Ethics and sustainability

Henrik Lagerlund, “philosophical foodie” and professor of philosophy at Stockholm University started – as philosophers do – at the beginning. “What is sustainability?” he asked the audience. He extrapolated past the definition of sustainability as the way we use it today has added connotations. “Something is sustainable if it meets the needs of the present and doesn’t compromise the ability of future generations to meet their own needs. But what’s wrong with compromising the ability of future generations? Justice seems to be central to this question…the human race is constantly borrowing from future generations without the ability to give it back.”

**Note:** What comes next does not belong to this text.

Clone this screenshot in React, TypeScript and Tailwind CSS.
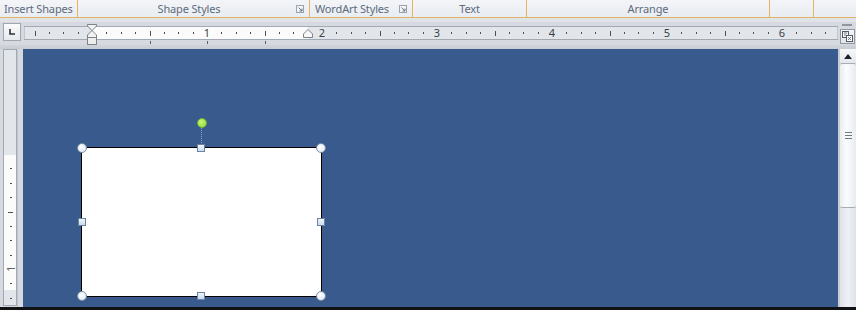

He then asked a series of hard questions. Do we care about the environment or just our own survival? Is there is an intrinsic value in the human race continuing? Why should we feel an obligation to future generations who don’t exist yet? He concluded that we are obliged to not harm our children and therefore cannot compromise their future ability to flourish by living unsustainably today. Henrik identified food production as perhaps the greatest threat to a sustainable future. “The challenges are enormous. Our food system has massive problems and cannot be solved unless we change our own habits.”

Good-on-paper solution

Natasha Webster, researcher at the Department of Human Geography, defined herself as a feminist economic geographer and spoke of her research on migrant women and work. “How does our day to day working life create or not create social sustainability? How do the ways in which we work shape what we value?” She used the Swedish labor market as an example of a very unfair playing field.  Race, class and language play a big role in who are the haves and have nots and segregation and social stratification are a result.

New, entrepreneurial and innovative working models such as sharing services like Uber and bike delivery services are often lifted as examples of sustainable solutions that erase barriers for entering the labor market for vulnerable populations. “A lot of these new solutions look good on paper – sustainable, environmentally friendly, creating access to the labor market for vulnerable populations – but how are they related to broader social processes?

Food for thought

The panel left the audience with “food for thought” as evidenced by the fact that large groups of people stayed well past afterwork hours, discussions still in full swing!